Le président nigérian Bola Ahmed Tinubu a décrété ce mercredi un « état d’urgence sécuritaire national ». Cette décision, annoncée dans un contexte d’attaques et d’enlèvements massifs, vise à endiguer une insécurité chronique qui mine la stabilité du pays. Elle s’accompagne d’une série de mesures présentées comme une refonte complète de l’appareil de sécurité.
Cette déclaration intervient après une recrudescence particulièrement violente des violences. Au cours des dix derniers jours seulement, plus de 350 personnes ont été enlevées dans différentes régions du pays. Pour faire face à cette crise, le gouvernement ordonne le recrutement de 50 000 nouveaux agents de sécurité, combinant 20 000 postes supplémentaires aux 30 000 déjà approuvés. Le président a également acté la fin des services d’escorte policière pour les personnalités publiques et les célébrités, exigeant la redéploiement de ces effectifs vers des zones à risque.
Cette crise sécuritaire n’est pas nouvelle. Le Nigeria est en proie depuis plus d’une décennie à de multiples conflits : l’insurrection de Boko Haram dans le Nord-Est, les conflits entre éleveurs et agriculteurs dans la Ceinture centrale, la criminalité généralisée et les kidnappings à grande échelle partout dans le pays. L’incapacité des forces de sécurité à contenir ces menées, malgré des budgets militaires substantiels, a érodé la confiance des populations et souligne des problèmes structurels profonds, notamment la corruption et une gestion inefficace.

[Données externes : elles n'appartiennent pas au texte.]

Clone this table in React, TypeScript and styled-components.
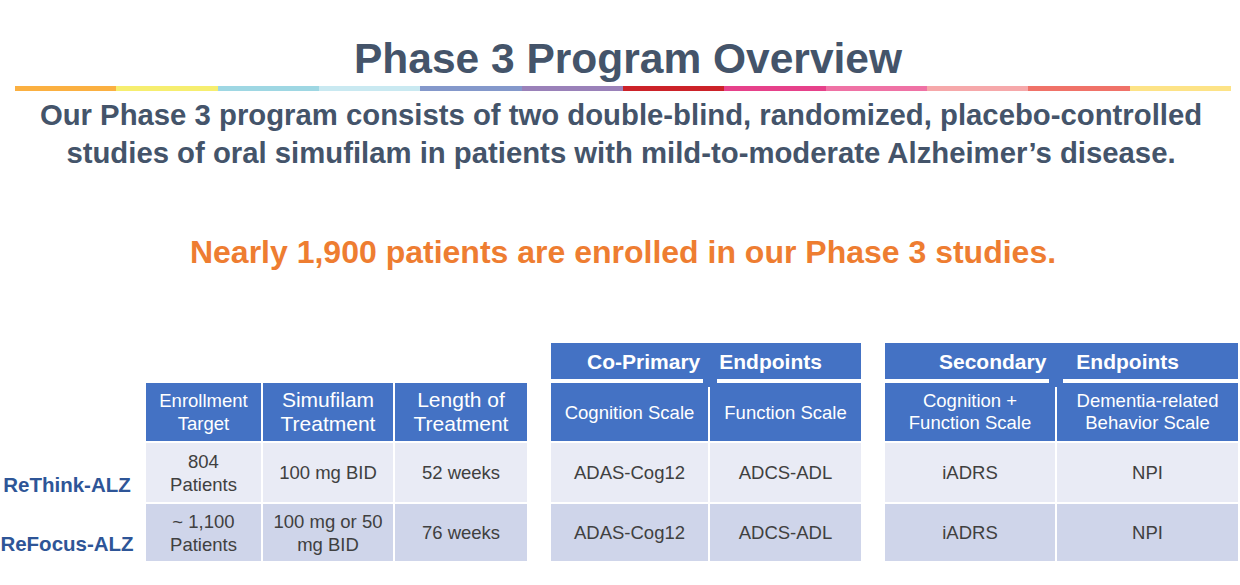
import React from 'react';
import styled, { createGlobalStyle } from 'styled-components';

const GlobalStyle = createGlobalStyle`
  html, body {
    margin: 0;
    padding: 0;
    background: #ffffff;
  }
  body {
    font-family: "Liberation Sans", Arial, sans-serif;
    width: 1240px;
    height: 585px;
    overflow: hidden;
  }
`;

const Slide = styled.div`
  width: 1240px;
  height: 585px;
  display: flex;
  flex-direction: column;
  overflow: hidden;
`;

const Title = styled.h1`
  margin: 35px 0 0;
  padding-left: 16px;
  font-size: 42.5px;
  line-height: 48px;
  font-weight: 700;
  color: #44546a;
  text-align: center;
  white-space: nowrap;
`;

const RainbowBar = styled.div`
  margin: 3px 0 0 15px;
  width: 1216px;
  height: 5px;
  display: flex;
`;

const Stripe = styled.div<{ $c: string }>`
  flex: 1;
  background: ${(p) => p.$c};
`;

const Lead = styled.p`
  margin: 5px 0 0;
  padding-left: 2px;
  font-size: 29.3px;
  line-height: 38px;
  font-weight: 700;
  color: #44546a;
  text-align: center;
  white-space: nowrap;
`;

const Highlight = styled.p`
  margin: 61px 0 0;
  padding-left: 6px;
  font-size: 32px;
  line-height: 38px;
  font-weight: 700;
  color: #ee7d31;
  text-align: center;
  white-space: nowrap;
`;

const TablesRow = styled.div`
  margin-top: 72px;
  display: flex;
  align-items: flex-end;
`;

const StudyLabels = styled.div`
  width: 134px;
  margin-right: 12px;
  display: grid;
  grid-template-rows: 59px 57px;
  row-gap: 2px;
`;

const StudyLabel = styled.div`
  display: flex;
  justify-content: center;
  align-items: flex-end;
  padding-bottom: 5px;
  font-size: 20.5px;
  line-height: 24px;
  font-weight: 700;
  color: #2e5597;
  white-space: nowrap;
`;

const StudyTable = styled.div`
  display: grid;
  grid-template-columns: 115px 130px 132px;
  grid-template-rows: 58px 59px 57px;
  gap: 2px;
  margin-right: 24px;
`;

type Tone = 'head' | 'odd' | 'even';

const toneBg: Record<Tone, string> = {
  head: '#4472c4',
  odd: '#e9ebf5',
  even: '#cfd5ea',
};

const Cell = styled.div<{ $tone: Tone; $size?: number; $lh?: number }>`
  display: flex;
  align-items: center;
  justify-content: center;
  text-align: center;
  background: ${(p) => toneBg[p.$tone]};
  color: ${(p) => (p.$tone === 'head' ? '#ffffff' : '#404040')};
  font-size: ${(p) => p.$size ?? 18.5}px;
  line-height: ${(p) => p.$lh ?? 23}px;
  white-space: nowrap;
`;

const EndpointTable = styled.div<{ $cols: string; $gapAfter?: number }>`
  position: relative;
  display: grid;
  grid-template-columns: ${(p) => p.$cols};
  grid-template-rows: 38px 58px 59px 57px;
  gap: 2px;
  margin-right: ${(p) => p.$gapAfter ?? 0}px;
`;

const SpanHead = styled.div<{ $gap: number; $shift?: number }>`
  grid-column: 1 / -1;
  height: 36px;
  align-self: start;
  background: #4472c4;
  display: flex;
  justify-content: center;
  align-items: center;
  gap: ${(p) => p.$gap}px;
  padding-right: ${(p) => p.$shift ?? 0}px;
  padding-top: 2px;
  box-sizing: border-box;
  color: #ffffff;
  font-weight: 700;
  font-size: 21px;
  line-height: 24px;
  white-space: nowrap;
`;

const Bridge = styled.span<{ $left: number }>`
  position: absolute;
  top: 36px;
  left: ${(p) => p.$left}px;
  width: 14px;
  height: 8px;
  background: #4472c4;
`;

const stripes = [
  '#fbb041',
  '#f6ee6f',
  '#9ed7e3',
  '#c9e9f1',
  '#8498cb',
  '#9a81b9',
  '#cc2229',
  '#e6418a',
  '#ef72a5',
  '#f6a8aa',
  '#f07268',
  '#fde386',
];

export default function App() {
  return (
    <Slide>
      <GlobalStyle />
      <Title>Phase 3 Program Overview</Title>
      <RainbowBar>
        {stripes.map((c) => (
          <Stripe key={c} $c={c} />
        ))}
      </RainbowBar>
      <Lead>
        Our Phase 3 program consists of two double-blind, randomized, placebo-controlled
        <br />
        studies of oral simufilam in patients with mild-to-moderate Alzheimer’s disease.
      </Lead>
      <Highlight>Nearly 1,900 patients are enrolled in our Phase 3 studies.</Highlight>

      <TablesRow>
        <StudyLabels>
          <StudyLabel>ReThink-ALZ</StudyLabel>
          <StudyLabel>ReFocus-ALZ</StudyLabel>
        </StudyLabels>

        <StudyTable>
          <Cell $tone="head" $lh={23.3}>
            Enrollment
            <br />
            Target
          </Cell>
          <Cell $tone="head" $size={21} $lh={24}>
            Simufilam
            <br />
            Treatment
          </Cell>
          <Cell $tone="head" $size={21} $lh={24}>
            Length of
            <br />
            Treatment
          </Cell>

          <Cell $tone="odd">
            804
            <br />
            Patients
          </Cell>
          <Cell $tone="odd">100 mg BID</Cell>
          <Cell $tone="odd">52 weeks</Cell>

          <Cell $tone="even">
            ~ 1,100
            <br />
            Patients
          </Cell>
          <Cell $tone="even">
            100 mg or 50
            <br />
            mg BID
          </Cell>
          <Cell $tone="even">76 weeks</Cell>
        </StudyTable>

        <EndpointTable $cols="157px 151px" $gapAfter={24}>
          <SpanHead $gap={19} $shift={3}>
            <span>Co-Primary</span>
            <span>Endpoints</span>
          </SpanHead>
          <Bridge $left={152} />
          <Cell $tone="head">Cognition Scale</Cell>
          <Cell $tone="head">Function Scale</Cell>
          <Cell $tone="odd">ADAS-Cog12</Cell>
          <Cell $tone="odd">ADCS-ADL</Cell>
          <Cell $tone="even">ADAS-Cog12</Cell>
          <Cell $tone="even">ADCS-ADL</Cell>
        </EndpointTable>

        <EndpointTable $cols="170px 181px">
          <SpanHead $gap={30} $shift={5}>
            <span>Secondary</span>
            <span>Endpoints</span>
          </SpanHead>
          <Bridge $left={164} />
          <Cell $tone="head" $lh={22.5}>
            Cognition +
            <br />
            Function Scale
          </Cell>
          <Cell $tone="head" $lh={22.5}>
            Dementia-related
            <br />
            Behavior Scale
          </Cell>
          <Cell $tone="odd">iADRS</Cell>
          <Cell $tone="odd">NPI</Cell>
          <Cell $tone="even">iADRS</Cell>
          <Cell $tone="even">NPI</Cell>
        </EndpointTable>
      </TablesRow>
    </Slide>
  );
}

Les perspectives de cette nouvelle stratégie restent incertaines. Si la mobilisation des gardes forestiers pour traquer les groupes criminels dans les vastes étendues boisées du pays est une initiative notable, son efficacité opérationnelle est encore à prouver. La décision de mettre fin au pâturage libre et de promouvoir l’élevage en ranch, couplée à un désarmement urgent, vise à résoudre un conflit agropastoral meurtrier. Cependant, cette mesure socialement explosive rencontrera une forte résistance et son application sera complexe.
L’une des mesures les plus significatives est la suppression des escortes policières pour les élites. Un rapport de l’Agence de l’Union européenne pour l’asile révélait récemment que plus de 100 000 policiers, sur un effectif total d’environ 371 000, étaient dédiés à la protection de personnalités plutôt qu’à la sécurité publique. Cette réaffectation des ressources, si elle est correctement mise en œuvre, pourrait notablement renforcer la présence sécuritaire dans les zones critiques.
La réussite de ce plan d’urgence dépendra de sa mise en œuvre concrète et de sa pérennité. Les annonces de recrutement devront surmonter les lourdeurs administratives et les problèmes de financement. La coordination entre l’armée, la police, les services de renseignement et les nouvelles unités de sécurité des États fédérés sera un autre défi majeur. Le président Tinubu engage ainsi sa crédibilité sur un dossier qui a contribué à l’affaiblissement de ses prédécesseurs. La population nigériane, elle, attend des actes après des années de promesses non tenues en matière de sécurité.